Self-Defense Complications

Even in states where brass knuckles are legal to own and carry, using them in a confrontation creates serious legal exposure. Courts in most jurisdictions classify brass knuckles as capable of inflicting deadly force, which means the standard for justified use is high. You would generally need to show that you faced an imminent threat of death or serious bodily harm, that you were not the aggressor, and that the level of force you used was proportional to the threat. Punching someone who shoved you in a bar while wearing brass knuckles is not going to clear that bar.

There is also a risk that even a successful self-defense claim against an assault charge does not protect you from a separate weapons charge. In ban states, this is straightforward: you used an illegal weapon, full stop. But even in states where possession is legal, prosecutors can tack on aggravated assault or assault with a deadly weapon charges because the brass knuckles transformed an ordinary punch into something far more dangerous. The self-defense claim and the weapons charge are evaluated independently, so winning on one does not guarantee winning on the other.

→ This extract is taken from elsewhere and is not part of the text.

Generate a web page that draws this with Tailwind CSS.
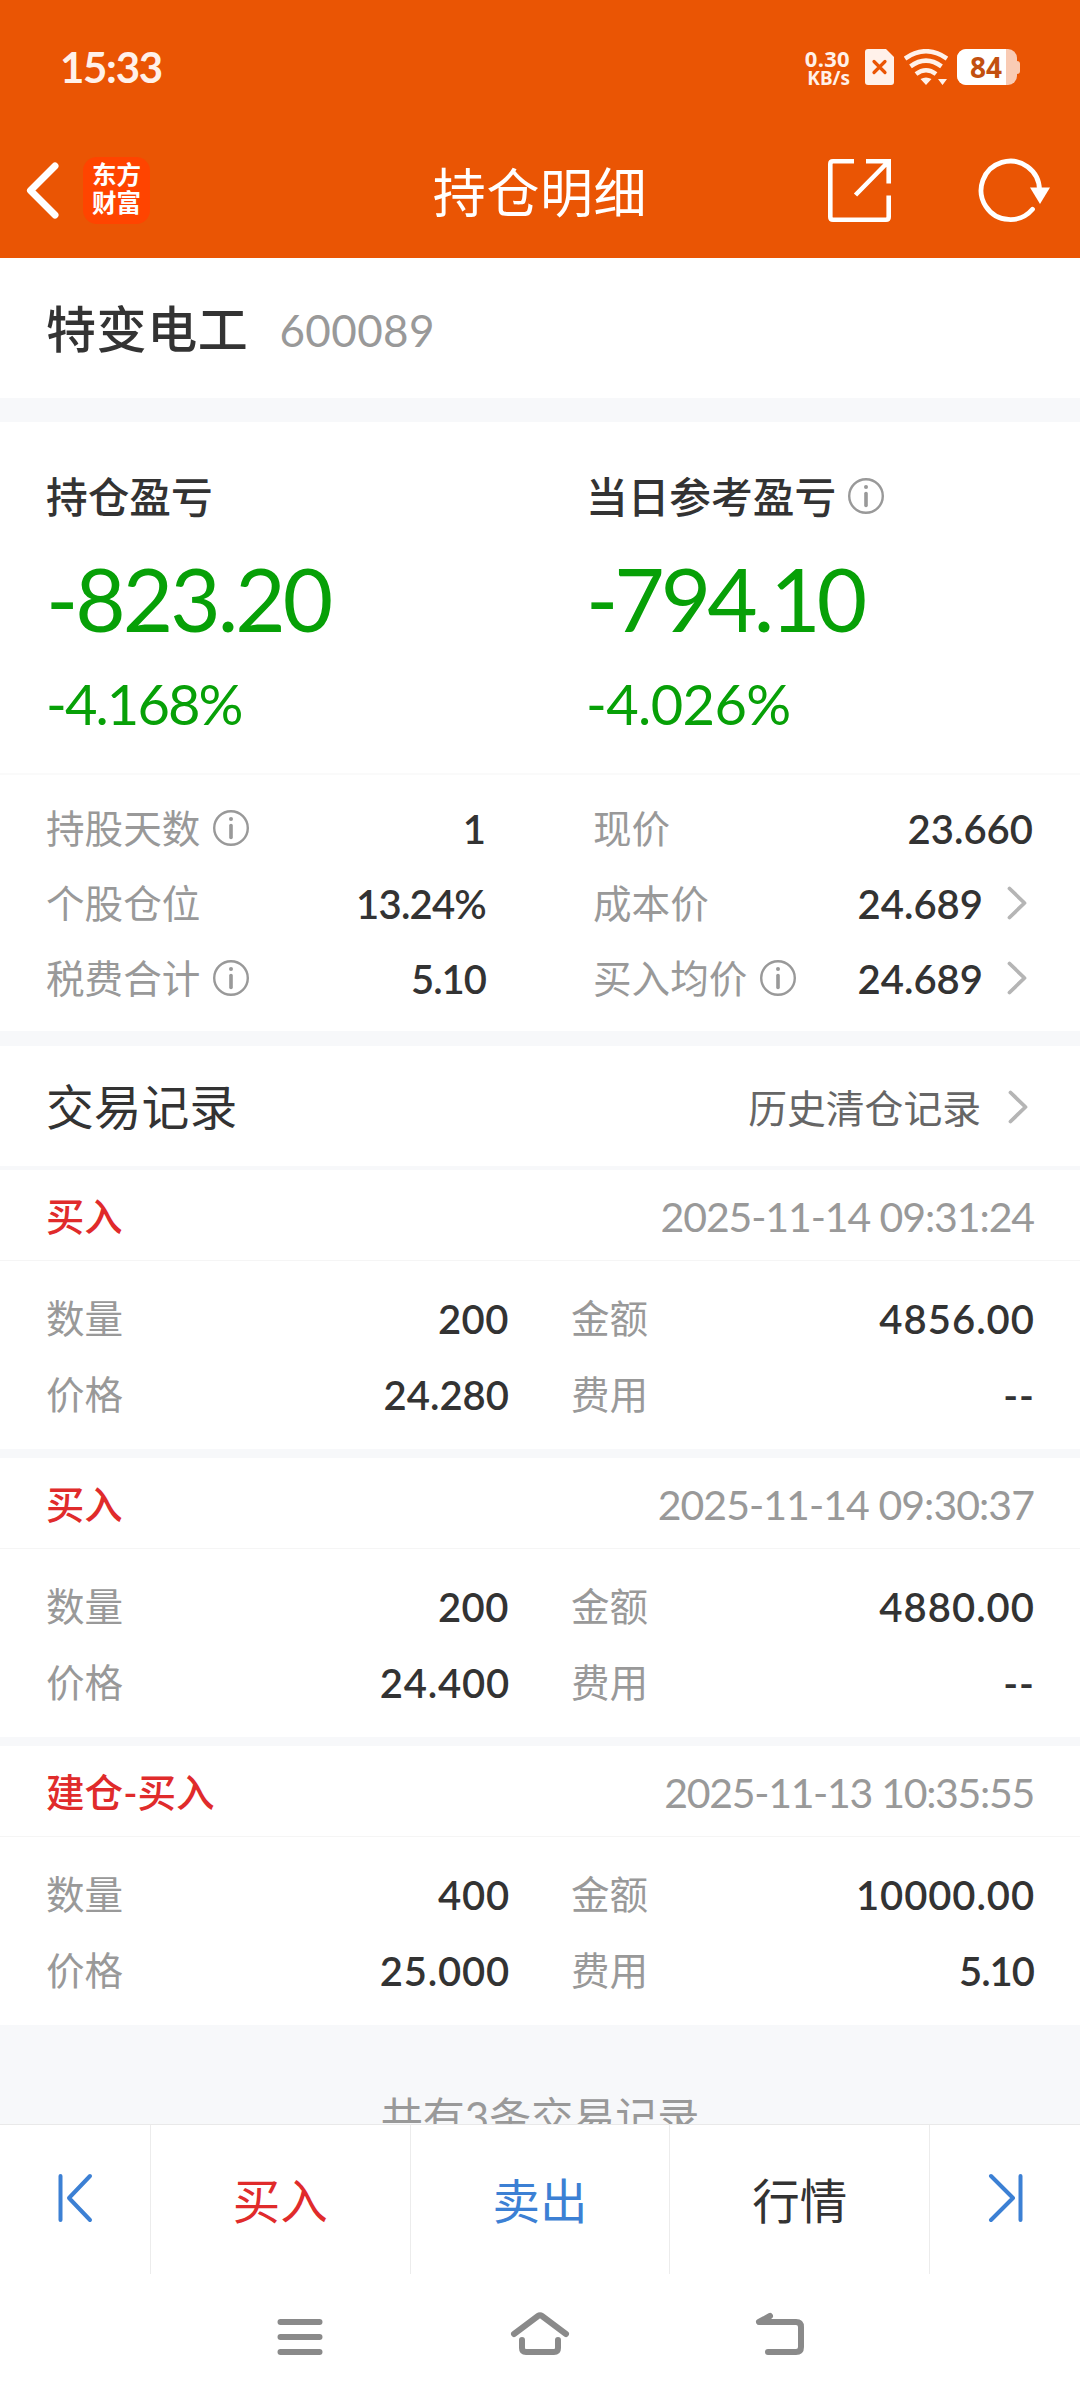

How To Check Your State’s Law

Brass-knuckle laws change more often than people expect. Texas banned them for a century, then legalized them in a single legislative session. Other states periodically tighten or loosen their rules. The safest approach is to look up your state’s current weapons statutes directly, usually found under the penal code or criminal code section on prohibited or restricted weapons. Search your state legislature’s website for terms like “knuckles,” “metallic knuckles,” or “prohibited weapons.” If you are traveling between states, check the laws at your destination separately. An item that is perfectly legal in your home state can become a felony the moment you cross a state line.